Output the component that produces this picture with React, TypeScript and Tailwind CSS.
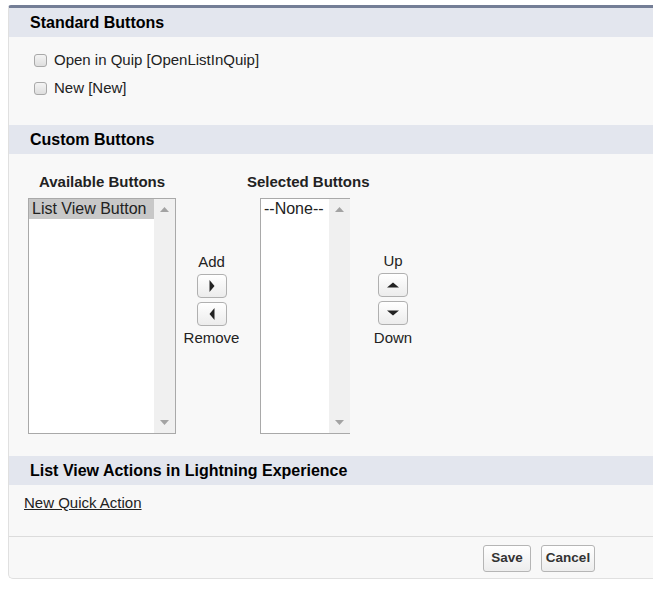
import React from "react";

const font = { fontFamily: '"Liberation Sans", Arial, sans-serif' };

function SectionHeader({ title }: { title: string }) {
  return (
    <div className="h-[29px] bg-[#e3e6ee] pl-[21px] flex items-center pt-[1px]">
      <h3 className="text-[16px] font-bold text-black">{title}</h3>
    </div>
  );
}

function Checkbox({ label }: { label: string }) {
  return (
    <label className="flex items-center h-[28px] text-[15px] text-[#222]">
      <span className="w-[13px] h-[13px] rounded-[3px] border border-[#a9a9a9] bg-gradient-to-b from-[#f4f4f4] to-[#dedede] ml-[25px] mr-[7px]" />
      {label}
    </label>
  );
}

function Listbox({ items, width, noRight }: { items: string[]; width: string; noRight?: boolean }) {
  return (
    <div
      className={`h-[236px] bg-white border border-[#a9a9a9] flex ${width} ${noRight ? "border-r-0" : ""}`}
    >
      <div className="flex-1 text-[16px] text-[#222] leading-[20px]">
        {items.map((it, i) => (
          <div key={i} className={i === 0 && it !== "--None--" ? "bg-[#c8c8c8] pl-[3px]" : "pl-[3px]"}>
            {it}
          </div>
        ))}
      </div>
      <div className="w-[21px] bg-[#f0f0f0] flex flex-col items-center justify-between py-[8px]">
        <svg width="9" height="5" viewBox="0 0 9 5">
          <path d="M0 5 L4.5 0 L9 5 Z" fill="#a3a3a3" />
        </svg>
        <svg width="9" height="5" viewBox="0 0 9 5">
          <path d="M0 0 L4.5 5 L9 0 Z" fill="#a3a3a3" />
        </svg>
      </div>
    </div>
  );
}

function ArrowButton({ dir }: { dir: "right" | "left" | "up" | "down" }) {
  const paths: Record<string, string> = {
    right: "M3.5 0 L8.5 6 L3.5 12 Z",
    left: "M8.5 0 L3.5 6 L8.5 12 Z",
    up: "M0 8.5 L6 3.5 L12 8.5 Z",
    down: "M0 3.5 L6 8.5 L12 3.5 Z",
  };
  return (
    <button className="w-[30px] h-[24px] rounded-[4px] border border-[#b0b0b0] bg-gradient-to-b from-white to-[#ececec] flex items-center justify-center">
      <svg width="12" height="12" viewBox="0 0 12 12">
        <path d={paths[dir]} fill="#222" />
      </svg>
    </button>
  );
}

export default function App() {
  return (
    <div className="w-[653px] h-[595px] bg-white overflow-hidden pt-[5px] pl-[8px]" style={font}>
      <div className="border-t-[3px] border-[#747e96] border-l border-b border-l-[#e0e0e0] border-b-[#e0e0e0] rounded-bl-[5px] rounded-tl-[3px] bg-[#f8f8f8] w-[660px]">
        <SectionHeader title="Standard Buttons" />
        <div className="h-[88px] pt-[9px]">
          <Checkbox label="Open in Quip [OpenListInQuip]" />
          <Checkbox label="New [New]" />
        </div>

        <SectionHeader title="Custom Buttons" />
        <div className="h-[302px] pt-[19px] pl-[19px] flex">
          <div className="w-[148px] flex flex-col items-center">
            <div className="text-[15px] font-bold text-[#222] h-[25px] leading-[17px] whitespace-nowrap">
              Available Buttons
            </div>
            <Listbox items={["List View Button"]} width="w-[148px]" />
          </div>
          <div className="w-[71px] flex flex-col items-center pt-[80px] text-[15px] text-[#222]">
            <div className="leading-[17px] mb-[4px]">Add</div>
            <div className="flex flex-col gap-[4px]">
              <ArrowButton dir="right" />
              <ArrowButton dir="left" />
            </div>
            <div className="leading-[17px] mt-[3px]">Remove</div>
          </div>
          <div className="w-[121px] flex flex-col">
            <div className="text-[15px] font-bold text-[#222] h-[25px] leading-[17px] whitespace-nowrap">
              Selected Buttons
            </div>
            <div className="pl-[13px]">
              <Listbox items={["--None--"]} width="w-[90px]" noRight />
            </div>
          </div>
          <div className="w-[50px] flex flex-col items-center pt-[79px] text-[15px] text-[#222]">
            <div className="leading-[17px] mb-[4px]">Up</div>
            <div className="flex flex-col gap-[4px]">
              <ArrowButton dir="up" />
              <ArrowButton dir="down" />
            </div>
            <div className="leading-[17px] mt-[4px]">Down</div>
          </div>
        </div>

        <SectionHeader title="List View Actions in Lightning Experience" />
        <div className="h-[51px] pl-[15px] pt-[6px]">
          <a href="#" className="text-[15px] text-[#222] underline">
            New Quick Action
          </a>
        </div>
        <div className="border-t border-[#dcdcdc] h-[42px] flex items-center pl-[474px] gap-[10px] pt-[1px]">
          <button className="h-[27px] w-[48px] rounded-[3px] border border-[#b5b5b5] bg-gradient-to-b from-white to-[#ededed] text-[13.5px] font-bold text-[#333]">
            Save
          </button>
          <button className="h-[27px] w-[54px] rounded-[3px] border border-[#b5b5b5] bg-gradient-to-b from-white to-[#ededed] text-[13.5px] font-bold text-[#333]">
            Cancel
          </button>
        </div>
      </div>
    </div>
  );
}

+---+

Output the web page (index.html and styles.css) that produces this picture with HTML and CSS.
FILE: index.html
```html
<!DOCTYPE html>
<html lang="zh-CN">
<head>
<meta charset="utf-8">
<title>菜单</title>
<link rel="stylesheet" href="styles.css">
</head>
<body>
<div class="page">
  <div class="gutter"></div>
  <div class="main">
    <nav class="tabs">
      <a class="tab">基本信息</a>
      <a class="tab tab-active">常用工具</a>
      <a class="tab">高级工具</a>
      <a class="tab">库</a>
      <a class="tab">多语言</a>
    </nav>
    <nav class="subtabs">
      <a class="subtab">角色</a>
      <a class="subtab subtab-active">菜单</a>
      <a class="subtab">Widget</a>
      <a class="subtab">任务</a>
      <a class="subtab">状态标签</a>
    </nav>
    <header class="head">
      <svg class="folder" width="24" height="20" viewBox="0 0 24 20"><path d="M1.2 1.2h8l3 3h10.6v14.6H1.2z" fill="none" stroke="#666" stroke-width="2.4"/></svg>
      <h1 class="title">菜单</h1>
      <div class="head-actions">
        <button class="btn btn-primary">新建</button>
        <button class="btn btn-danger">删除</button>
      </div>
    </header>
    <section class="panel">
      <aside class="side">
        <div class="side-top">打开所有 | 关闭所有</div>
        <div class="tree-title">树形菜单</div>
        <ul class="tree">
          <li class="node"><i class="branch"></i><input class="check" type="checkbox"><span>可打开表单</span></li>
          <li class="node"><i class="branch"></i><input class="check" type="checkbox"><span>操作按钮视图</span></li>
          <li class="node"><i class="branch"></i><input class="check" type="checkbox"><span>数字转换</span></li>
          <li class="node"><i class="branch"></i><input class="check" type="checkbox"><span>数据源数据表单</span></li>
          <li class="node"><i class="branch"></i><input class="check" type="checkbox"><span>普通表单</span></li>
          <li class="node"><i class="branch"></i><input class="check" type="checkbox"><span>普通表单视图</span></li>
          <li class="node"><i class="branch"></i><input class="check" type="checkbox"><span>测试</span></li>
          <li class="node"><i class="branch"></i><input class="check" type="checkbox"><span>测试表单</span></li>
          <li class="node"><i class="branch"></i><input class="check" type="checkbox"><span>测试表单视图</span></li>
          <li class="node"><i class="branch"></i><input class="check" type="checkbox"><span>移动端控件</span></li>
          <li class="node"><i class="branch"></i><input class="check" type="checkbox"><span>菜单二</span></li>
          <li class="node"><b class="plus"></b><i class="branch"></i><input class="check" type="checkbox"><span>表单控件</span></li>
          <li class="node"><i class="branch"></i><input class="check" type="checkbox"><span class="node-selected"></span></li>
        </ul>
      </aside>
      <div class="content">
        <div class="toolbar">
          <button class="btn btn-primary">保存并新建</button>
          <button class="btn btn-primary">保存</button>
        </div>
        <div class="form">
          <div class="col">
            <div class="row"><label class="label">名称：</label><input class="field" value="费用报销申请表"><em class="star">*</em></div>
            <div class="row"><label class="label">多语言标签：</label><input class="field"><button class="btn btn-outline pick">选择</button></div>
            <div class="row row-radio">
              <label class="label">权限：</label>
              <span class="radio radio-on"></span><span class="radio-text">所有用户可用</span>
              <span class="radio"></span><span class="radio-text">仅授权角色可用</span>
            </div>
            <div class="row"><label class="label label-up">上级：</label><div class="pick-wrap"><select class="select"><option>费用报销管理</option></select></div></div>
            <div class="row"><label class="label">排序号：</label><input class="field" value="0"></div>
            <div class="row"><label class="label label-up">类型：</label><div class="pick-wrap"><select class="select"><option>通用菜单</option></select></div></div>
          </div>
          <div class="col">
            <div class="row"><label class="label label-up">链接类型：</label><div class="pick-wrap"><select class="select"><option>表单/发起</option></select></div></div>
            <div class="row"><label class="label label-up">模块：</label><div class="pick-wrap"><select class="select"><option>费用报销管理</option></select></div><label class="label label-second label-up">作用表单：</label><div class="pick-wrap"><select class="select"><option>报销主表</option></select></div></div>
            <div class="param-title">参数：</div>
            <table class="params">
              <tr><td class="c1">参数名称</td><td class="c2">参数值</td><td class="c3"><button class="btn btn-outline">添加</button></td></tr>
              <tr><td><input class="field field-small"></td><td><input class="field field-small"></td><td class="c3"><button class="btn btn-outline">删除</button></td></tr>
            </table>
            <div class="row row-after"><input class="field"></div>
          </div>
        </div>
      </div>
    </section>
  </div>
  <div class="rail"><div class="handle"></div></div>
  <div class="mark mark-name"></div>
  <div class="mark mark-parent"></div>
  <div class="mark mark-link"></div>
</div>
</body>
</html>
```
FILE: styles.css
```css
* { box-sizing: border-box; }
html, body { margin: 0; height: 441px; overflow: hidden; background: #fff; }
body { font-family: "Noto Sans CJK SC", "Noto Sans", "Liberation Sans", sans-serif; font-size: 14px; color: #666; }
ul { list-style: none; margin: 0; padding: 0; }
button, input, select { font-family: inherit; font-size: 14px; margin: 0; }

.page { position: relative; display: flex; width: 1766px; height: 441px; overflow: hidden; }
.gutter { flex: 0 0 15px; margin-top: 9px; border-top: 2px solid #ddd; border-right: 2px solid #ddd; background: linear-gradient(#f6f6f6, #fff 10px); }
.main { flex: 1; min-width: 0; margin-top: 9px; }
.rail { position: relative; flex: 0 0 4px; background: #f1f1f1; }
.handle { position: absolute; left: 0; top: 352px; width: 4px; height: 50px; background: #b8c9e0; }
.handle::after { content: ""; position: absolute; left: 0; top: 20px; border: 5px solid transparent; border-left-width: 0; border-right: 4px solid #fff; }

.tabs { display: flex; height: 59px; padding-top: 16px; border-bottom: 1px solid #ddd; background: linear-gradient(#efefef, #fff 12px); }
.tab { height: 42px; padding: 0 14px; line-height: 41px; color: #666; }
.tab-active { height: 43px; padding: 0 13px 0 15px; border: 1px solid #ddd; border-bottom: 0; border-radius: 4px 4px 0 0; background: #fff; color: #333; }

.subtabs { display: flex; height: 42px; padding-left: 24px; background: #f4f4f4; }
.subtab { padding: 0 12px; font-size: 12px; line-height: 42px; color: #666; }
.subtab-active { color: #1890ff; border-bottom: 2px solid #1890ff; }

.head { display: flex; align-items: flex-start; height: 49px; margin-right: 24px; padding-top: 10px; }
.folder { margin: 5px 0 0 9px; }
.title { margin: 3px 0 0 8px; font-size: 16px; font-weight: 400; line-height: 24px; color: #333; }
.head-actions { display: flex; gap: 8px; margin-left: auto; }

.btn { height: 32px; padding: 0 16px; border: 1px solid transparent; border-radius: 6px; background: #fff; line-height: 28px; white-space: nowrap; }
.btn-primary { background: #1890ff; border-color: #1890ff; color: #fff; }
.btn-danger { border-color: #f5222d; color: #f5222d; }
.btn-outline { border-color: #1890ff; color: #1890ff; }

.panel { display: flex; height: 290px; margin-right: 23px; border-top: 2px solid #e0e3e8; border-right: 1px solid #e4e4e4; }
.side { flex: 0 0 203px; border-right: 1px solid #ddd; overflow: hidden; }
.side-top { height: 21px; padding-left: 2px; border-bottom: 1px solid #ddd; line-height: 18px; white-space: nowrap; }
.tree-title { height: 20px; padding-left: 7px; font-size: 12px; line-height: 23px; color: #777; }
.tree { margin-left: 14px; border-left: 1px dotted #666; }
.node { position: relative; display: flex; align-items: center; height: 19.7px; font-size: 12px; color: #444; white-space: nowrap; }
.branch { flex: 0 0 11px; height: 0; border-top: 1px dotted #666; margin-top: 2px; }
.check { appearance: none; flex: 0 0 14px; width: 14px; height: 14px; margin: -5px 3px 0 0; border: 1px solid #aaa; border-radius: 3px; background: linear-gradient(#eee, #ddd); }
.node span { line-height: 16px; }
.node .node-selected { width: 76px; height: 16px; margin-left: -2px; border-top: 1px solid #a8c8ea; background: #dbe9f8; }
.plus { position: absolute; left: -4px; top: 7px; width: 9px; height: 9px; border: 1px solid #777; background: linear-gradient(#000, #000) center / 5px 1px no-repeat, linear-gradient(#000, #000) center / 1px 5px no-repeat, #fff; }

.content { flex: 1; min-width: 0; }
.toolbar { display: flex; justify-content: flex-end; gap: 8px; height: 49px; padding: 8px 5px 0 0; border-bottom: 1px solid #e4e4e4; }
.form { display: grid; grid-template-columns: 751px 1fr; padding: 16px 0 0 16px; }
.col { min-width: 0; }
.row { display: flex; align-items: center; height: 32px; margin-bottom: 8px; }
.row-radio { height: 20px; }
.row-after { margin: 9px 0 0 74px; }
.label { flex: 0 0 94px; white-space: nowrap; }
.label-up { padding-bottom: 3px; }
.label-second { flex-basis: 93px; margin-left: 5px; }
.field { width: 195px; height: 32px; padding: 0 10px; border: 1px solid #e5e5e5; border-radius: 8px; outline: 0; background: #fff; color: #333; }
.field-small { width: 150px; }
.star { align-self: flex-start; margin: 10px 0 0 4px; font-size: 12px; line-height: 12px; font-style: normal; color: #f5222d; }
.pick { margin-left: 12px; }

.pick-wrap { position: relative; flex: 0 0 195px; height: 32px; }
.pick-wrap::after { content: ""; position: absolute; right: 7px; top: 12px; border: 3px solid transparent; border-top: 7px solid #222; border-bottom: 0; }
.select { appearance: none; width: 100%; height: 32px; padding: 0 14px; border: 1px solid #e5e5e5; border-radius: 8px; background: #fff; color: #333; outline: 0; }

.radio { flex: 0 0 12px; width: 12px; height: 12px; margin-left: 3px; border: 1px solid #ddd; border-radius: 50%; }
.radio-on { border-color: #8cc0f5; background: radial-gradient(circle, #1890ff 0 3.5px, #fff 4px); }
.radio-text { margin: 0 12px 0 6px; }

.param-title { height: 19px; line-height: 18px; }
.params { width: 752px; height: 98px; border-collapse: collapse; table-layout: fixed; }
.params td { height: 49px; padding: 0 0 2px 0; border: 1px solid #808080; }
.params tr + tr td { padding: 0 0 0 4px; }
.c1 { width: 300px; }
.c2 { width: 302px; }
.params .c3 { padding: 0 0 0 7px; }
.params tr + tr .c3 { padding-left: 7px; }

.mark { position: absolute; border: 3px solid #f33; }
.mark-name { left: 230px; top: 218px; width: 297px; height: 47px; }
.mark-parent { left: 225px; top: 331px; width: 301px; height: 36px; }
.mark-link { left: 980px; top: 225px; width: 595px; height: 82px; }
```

+---+

## What you will do
From the data, list each line in which the string "index" appears.

## Exercise result
Output the web page (index.html and styles.css) that produces this picture with HTML and CSS.
FILE: index.html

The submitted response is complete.